*Exercise directions*
Go through the entries below and collect each line with the string "Tailwind" in it.

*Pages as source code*
# # # #

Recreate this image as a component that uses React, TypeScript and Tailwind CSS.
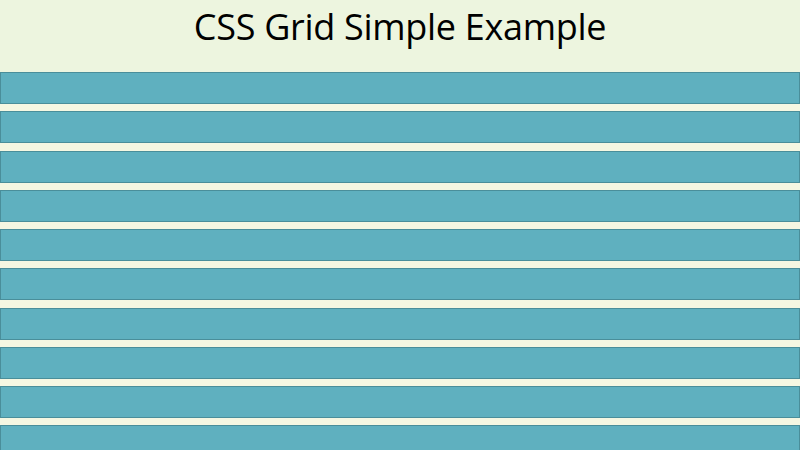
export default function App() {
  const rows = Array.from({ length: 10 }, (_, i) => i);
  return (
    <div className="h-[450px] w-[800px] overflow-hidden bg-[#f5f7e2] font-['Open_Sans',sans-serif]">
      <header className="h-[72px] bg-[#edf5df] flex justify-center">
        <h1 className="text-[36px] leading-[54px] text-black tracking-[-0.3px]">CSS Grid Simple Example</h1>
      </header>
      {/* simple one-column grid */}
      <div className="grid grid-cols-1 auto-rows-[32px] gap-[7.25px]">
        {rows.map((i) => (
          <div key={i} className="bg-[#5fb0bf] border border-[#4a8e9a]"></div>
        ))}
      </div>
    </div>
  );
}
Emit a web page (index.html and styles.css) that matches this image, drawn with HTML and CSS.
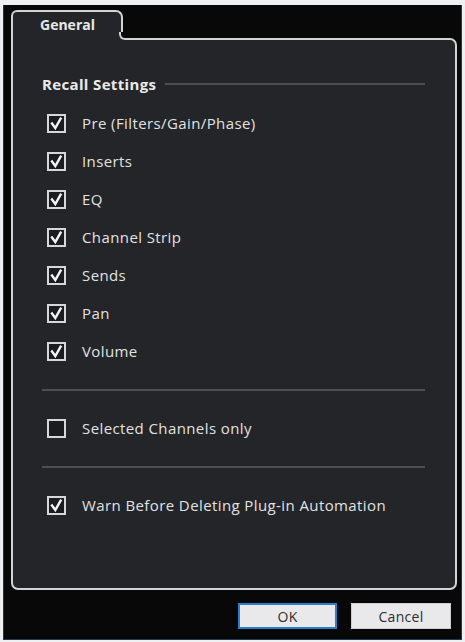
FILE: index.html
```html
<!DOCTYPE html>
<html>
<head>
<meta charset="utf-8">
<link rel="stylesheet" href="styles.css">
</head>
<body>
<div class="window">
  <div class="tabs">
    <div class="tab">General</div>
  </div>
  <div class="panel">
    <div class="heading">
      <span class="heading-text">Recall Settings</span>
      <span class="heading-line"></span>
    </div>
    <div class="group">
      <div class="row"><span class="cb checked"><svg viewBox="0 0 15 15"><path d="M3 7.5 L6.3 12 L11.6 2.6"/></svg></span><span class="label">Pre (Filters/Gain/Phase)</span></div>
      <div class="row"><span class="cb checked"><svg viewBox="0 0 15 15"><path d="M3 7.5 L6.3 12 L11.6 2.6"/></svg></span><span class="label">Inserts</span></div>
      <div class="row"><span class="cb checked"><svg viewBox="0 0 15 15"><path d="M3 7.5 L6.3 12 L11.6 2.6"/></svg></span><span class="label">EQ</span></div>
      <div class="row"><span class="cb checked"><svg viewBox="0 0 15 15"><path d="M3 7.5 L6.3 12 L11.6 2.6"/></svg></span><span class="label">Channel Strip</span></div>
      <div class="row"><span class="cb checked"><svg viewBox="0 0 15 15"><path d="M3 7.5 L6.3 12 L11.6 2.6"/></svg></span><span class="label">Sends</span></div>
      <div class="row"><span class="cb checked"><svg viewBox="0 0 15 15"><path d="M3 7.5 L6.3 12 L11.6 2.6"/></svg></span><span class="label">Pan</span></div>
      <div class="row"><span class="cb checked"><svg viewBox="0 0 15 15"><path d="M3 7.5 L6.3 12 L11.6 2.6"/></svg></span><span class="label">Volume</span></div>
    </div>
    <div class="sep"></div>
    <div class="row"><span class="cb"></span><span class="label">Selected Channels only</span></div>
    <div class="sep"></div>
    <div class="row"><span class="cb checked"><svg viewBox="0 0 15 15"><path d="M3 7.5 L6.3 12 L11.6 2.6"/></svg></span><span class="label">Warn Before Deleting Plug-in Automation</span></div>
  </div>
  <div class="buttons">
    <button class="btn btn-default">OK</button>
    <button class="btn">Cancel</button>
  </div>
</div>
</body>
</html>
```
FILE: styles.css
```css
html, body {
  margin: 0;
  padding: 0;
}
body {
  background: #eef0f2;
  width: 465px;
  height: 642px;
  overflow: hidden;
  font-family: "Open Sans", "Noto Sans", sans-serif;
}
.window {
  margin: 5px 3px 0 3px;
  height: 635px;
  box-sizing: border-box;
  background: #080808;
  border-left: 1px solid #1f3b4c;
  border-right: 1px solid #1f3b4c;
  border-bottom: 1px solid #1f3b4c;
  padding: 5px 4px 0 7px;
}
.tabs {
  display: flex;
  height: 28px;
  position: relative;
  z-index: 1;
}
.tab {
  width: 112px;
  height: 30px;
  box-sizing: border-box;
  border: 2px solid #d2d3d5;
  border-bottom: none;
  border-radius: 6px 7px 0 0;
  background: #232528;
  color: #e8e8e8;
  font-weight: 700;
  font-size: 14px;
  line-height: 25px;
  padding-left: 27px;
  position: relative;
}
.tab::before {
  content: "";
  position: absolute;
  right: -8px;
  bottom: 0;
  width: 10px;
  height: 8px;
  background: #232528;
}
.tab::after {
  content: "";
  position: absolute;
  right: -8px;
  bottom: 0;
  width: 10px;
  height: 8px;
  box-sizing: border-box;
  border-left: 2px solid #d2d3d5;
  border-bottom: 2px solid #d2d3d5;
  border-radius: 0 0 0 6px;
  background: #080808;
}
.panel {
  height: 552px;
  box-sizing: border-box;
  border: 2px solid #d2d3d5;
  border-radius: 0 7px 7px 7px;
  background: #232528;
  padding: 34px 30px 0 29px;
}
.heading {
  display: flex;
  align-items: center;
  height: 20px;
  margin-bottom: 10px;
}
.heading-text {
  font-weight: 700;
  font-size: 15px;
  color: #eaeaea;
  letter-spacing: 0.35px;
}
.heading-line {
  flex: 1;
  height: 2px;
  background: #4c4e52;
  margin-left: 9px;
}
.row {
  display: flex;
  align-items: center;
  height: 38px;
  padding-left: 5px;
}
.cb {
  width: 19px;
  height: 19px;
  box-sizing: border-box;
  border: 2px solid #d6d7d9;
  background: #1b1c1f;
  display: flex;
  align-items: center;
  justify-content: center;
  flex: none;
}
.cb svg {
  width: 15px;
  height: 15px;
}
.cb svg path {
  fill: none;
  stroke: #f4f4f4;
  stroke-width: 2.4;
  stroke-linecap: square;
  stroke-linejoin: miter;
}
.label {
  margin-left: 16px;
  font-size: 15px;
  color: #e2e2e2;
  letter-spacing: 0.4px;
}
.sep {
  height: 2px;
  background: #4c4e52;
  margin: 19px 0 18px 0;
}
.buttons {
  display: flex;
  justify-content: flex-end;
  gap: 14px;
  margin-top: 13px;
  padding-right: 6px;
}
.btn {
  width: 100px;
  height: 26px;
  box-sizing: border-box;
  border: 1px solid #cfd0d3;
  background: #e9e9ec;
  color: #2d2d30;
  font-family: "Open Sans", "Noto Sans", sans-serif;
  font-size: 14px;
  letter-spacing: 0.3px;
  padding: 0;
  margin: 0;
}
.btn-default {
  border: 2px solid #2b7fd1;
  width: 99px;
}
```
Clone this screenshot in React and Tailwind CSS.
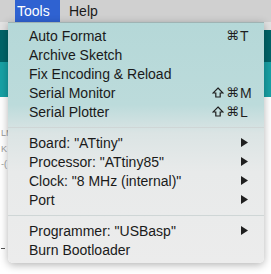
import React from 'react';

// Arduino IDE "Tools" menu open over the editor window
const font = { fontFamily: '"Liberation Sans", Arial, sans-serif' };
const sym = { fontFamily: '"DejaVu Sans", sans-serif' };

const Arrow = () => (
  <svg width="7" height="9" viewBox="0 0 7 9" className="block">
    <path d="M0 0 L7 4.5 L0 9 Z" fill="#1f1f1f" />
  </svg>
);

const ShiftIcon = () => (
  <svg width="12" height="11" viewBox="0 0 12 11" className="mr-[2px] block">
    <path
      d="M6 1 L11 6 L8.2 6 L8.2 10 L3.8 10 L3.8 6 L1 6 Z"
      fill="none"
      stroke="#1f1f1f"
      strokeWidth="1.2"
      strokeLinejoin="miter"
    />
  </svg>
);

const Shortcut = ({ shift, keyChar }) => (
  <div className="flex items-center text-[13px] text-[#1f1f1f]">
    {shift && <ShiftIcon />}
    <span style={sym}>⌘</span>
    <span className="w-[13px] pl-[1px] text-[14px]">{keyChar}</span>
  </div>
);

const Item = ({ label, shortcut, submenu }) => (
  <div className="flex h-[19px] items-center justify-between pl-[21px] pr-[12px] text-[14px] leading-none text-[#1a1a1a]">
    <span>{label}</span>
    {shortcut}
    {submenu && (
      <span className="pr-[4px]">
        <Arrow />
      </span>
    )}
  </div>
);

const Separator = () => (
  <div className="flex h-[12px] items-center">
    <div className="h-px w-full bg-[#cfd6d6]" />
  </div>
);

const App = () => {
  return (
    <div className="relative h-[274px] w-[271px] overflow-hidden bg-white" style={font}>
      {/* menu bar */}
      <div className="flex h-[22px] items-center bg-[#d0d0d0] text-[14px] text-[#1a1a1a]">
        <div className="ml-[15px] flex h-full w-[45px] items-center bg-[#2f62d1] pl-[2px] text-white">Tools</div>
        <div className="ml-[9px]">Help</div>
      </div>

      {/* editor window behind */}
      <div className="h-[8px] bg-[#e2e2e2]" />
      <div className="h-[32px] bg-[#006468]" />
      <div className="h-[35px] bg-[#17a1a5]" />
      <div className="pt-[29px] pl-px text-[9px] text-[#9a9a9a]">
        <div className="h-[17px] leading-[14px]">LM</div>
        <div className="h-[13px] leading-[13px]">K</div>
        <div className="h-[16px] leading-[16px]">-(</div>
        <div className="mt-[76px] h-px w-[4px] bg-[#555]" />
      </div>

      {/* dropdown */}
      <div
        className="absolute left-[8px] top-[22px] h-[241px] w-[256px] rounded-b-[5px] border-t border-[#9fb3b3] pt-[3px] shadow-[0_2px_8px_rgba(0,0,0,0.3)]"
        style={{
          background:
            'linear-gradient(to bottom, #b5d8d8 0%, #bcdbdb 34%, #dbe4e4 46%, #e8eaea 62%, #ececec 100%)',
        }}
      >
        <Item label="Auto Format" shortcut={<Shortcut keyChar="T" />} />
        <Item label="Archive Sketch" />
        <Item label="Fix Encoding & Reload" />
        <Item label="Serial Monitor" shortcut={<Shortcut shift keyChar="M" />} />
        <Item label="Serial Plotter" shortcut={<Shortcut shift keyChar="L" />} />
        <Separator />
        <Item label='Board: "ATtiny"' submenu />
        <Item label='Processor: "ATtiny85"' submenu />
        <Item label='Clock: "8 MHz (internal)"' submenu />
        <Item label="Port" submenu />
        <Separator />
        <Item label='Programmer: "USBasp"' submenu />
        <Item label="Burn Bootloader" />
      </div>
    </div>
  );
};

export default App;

# # # #

*Answer to the problem*
Recreate this image as a component that uses React, TypeScript and Tailwind CSS.
Clone this screenshot in React and Tailwind CSS.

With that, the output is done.